[What needs to be done]
Quote the listing below word for word, stopping after the line that contains "string; children?: React.ReactNode".
□ □ □ □
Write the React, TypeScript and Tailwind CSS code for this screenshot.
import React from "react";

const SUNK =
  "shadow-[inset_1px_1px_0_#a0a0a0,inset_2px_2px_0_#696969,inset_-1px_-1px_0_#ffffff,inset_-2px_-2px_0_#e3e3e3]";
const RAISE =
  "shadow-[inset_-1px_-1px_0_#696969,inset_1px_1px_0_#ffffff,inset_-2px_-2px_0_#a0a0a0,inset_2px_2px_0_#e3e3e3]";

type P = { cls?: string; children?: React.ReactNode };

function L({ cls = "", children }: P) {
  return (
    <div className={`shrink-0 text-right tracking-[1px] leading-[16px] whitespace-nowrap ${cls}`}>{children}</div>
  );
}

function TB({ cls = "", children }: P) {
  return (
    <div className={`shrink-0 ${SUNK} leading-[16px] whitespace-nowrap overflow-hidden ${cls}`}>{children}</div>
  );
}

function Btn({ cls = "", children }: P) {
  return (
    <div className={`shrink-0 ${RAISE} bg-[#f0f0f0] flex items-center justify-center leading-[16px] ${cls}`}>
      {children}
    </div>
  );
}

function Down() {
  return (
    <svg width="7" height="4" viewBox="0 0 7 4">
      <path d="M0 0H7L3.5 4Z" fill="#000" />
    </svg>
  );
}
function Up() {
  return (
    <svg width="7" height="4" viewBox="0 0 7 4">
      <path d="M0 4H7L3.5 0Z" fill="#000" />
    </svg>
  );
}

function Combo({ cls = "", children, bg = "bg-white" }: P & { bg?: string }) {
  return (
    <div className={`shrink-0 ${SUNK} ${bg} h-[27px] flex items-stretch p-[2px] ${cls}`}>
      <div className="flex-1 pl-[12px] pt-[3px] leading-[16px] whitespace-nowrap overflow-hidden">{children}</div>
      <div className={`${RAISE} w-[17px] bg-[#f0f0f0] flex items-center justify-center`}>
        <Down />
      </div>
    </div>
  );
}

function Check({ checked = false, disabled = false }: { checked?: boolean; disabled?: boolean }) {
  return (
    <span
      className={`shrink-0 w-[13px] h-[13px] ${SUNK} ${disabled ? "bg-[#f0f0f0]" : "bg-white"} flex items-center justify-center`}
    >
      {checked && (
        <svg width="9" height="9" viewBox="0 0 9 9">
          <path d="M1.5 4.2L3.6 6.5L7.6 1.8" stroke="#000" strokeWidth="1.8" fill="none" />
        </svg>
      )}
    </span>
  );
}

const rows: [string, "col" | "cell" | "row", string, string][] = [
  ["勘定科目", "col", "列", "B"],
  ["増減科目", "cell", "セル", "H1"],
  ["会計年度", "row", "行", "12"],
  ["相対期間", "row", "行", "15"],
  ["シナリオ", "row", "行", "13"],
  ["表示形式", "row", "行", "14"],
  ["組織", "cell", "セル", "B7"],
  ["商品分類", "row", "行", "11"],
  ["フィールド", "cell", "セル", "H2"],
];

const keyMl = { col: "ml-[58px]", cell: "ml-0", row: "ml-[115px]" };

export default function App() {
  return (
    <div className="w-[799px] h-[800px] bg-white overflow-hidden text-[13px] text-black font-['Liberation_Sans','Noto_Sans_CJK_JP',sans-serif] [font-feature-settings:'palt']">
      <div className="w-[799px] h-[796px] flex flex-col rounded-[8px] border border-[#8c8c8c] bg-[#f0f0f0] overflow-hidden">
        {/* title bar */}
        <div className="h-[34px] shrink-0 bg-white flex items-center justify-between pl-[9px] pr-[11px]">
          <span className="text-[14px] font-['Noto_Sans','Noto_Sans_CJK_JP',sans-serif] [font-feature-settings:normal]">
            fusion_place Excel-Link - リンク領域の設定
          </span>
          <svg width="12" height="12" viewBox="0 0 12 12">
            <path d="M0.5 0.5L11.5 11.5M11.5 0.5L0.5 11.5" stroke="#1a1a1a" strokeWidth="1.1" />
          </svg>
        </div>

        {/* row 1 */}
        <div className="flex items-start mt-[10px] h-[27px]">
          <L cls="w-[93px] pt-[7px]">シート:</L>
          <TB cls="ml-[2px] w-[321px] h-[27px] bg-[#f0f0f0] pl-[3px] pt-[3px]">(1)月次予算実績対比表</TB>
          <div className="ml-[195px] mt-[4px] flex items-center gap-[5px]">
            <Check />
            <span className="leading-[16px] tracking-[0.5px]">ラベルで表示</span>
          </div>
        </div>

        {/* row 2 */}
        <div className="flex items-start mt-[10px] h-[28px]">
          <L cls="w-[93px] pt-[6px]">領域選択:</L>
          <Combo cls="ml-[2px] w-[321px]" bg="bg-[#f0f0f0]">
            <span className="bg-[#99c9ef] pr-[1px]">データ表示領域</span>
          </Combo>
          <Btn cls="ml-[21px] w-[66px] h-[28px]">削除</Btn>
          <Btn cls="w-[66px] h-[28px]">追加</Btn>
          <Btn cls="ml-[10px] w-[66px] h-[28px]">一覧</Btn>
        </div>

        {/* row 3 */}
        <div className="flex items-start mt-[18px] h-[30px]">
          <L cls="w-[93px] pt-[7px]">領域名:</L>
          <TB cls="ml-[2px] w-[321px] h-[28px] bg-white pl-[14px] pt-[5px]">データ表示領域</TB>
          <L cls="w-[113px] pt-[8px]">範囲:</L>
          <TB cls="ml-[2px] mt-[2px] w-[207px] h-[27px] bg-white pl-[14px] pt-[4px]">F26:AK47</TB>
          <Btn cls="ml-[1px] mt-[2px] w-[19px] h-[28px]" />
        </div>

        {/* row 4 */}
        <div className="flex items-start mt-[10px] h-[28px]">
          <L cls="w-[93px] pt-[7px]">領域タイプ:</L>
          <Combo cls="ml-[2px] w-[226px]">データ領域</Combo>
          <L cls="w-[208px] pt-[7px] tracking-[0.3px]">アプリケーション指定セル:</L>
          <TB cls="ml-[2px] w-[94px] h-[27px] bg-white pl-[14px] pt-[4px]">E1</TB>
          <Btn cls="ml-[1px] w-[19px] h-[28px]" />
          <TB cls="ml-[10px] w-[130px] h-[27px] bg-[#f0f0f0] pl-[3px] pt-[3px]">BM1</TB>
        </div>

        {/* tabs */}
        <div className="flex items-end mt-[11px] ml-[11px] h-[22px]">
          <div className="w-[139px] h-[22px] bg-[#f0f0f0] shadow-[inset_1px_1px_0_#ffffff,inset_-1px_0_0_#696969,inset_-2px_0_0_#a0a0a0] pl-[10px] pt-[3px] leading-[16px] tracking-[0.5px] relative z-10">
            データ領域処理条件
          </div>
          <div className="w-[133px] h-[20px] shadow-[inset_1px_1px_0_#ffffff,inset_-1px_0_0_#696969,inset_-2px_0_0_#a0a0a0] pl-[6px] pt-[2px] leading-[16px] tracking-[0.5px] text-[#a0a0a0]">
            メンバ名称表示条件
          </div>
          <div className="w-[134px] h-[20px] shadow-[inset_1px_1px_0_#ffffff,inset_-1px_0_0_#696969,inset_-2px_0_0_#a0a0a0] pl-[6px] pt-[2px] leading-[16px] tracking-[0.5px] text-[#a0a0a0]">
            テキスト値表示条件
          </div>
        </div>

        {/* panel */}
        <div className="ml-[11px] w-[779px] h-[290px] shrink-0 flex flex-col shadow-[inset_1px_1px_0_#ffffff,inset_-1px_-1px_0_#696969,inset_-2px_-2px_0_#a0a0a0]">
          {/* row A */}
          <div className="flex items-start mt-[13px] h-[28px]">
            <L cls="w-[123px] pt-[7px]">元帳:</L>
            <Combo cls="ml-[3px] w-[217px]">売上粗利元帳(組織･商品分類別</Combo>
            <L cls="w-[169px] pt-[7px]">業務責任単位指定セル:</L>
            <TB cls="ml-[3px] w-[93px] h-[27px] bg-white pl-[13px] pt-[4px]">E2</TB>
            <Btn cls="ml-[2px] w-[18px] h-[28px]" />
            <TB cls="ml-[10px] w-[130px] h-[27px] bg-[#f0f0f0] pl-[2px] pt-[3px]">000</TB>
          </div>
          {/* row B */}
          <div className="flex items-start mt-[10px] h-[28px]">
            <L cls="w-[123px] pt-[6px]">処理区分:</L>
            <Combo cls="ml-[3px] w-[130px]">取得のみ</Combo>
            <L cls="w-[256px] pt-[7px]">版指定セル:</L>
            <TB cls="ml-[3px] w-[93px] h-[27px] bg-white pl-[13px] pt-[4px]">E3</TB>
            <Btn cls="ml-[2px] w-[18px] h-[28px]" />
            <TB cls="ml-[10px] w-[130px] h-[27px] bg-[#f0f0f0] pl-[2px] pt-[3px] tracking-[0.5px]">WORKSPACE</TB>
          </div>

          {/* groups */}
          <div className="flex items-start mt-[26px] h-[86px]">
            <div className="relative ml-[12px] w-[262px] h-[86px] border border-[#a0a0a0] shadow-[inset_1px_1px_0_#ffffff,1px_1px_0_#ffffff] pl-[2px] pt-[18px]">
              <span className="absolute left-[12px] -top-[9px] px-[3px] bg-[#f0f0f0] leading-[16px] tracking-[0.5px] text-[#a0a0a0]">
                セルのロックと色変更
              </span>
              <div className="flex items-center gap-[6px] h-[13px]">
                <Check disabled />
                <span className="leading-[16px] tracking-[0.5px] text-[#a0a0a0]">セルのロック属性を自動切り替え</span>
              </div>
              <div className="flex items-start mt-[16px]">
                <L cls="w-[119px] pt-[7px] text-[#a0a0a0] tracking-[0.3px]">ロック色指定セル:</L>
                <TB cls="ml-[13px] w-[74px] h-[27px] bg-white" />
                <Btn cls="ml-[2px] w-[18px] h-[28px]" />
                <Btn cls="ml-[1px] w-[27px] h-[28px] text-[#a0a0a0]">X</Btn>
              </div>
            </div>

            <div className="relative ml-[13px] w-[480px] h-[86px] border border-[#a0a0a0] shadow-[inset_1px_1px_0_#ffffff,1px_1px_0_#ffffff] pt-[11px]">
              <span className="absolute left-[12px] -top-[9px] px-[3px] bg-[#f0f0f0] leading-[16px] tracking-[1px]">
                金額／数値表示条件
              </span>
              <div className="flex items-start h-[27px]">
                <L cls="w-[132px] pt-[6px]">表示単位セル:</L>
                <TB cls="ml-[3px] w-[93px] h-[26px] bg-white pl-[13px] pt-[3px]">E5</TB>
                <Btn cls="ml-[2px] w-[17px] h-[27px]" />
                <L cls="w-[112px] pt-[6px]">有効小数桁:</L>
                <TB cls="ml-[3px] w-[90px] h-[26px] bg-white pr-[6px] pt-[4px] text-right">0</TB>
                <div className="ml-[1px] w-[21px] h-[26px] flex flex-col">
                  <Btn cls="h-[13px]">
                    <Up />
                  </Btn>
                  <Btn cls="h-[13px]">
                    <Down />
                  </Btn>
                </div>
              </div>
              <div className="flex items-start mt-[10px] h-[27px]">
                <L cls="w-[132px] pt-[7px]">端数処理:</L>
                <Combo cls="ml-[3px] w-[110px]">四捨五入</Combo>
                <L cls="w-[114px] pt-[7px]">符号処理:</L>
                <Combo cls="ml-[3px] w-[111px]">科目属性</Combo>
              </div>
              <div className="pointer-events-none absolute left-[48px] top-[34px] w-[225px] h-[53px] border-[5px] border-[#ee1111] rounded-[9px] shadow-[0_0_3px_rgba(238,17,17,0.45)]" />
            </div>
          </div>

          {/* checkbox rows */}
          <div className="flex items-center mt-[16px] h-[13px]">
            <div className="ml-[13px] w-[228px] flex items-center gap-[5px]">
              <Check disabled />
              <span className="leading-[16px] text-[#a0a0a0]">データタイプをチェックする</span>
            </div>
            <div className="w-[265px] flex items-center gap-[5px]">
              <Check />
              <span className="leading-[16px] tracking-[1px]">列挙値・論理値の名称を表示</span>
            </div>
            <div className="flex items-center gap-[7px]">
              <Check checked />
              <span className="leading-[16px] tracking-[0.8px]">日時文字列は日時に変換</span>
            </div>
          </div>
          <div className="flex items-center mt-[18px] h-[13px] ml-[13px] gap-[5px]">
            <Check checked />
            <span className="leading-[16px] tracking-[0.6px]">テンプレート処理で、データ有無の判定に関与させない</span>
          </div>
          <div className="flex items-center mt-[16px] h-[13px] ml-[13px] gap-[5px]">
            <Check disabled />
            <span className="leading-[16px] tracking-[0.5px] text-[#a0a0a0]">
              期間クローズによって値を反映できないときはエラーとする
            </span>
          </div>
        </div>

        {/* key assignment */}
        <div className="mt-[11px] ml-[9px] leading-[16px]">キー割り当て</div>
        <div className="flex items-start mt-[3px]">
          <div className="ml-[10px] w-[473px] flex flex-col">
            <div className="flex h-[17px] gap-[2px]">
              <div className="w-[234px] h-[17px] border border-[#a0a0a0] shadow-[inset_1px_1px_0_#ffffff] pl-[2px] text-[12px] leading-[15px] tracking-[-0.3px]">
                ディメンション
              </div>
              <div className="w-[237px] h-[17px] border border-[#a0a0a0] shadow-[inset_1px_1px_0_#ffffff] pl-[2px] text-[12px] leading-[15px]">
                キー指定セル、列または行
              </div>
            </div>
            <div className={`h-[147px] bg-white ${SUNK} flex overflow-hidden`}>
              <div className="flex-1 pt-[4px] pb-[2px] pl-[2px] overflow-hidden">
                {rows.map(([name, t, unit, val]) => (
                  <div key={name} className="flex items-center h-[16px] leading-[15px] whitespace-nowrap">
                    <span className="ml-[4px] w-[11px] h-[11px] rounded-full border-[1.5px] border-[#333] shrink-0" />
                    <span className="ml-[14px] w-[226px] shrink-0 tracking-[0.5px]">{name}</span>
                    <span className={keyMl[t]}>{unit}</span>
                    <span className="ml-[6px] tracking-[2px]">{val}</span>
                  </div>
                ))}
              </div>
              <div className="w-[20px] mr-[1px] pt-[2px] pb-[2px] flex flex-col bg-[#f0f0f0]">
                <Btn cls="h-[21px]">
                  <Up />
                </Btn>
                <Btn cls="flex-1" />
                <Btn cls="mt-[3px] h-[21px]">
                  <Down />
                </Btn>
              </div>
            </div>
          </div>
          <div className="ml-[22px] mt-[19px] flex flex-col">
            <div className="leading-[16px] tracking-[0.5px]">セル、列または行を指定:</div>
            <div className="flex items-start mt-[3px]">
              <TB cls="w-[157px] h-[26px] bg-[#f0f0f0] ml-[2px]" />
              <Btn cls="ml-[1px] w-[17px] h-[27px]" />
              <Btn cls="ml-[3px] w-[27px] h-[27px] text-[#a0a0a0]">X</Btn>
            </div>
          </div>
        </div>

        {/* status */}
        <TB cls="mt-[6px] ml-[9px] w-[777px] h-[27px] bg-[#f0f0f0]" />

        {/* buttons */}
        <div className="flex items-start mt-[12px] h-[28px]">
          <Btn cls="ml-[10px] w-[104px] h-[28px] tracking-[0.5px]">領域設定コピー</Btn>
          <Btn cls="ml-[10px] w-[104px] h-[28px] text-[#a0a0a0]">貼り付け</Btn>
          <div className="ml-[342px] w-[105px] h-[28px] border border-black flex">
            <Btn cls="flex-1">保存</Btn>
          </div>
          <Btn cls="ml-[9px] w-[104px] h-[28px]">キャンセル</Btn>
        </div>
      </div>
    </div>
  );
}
□ □ □ □
[Written response]
Write the React, TypeScript and Tailwind CSS code for this screenshot.
import React from "react";

const SUNK =
  "shadow-[inset_1px_1px_0_#a0a0a0,inset_2px_2px_0_#696969,inset_-1px_-1px_0_#ffffff,inset_-2px_-2px_0_#e3e3e3]";
const RAISE =
  "shadow-[inset_-1px_-1px_0_#696969,inset_1px_1px_0_#ffffff,inset_-2px_-2px_0_#a0a0a0,inset_2px_2px_0_#e3e3e3]";

type P = { cls?: string; children?: React.ReactNode };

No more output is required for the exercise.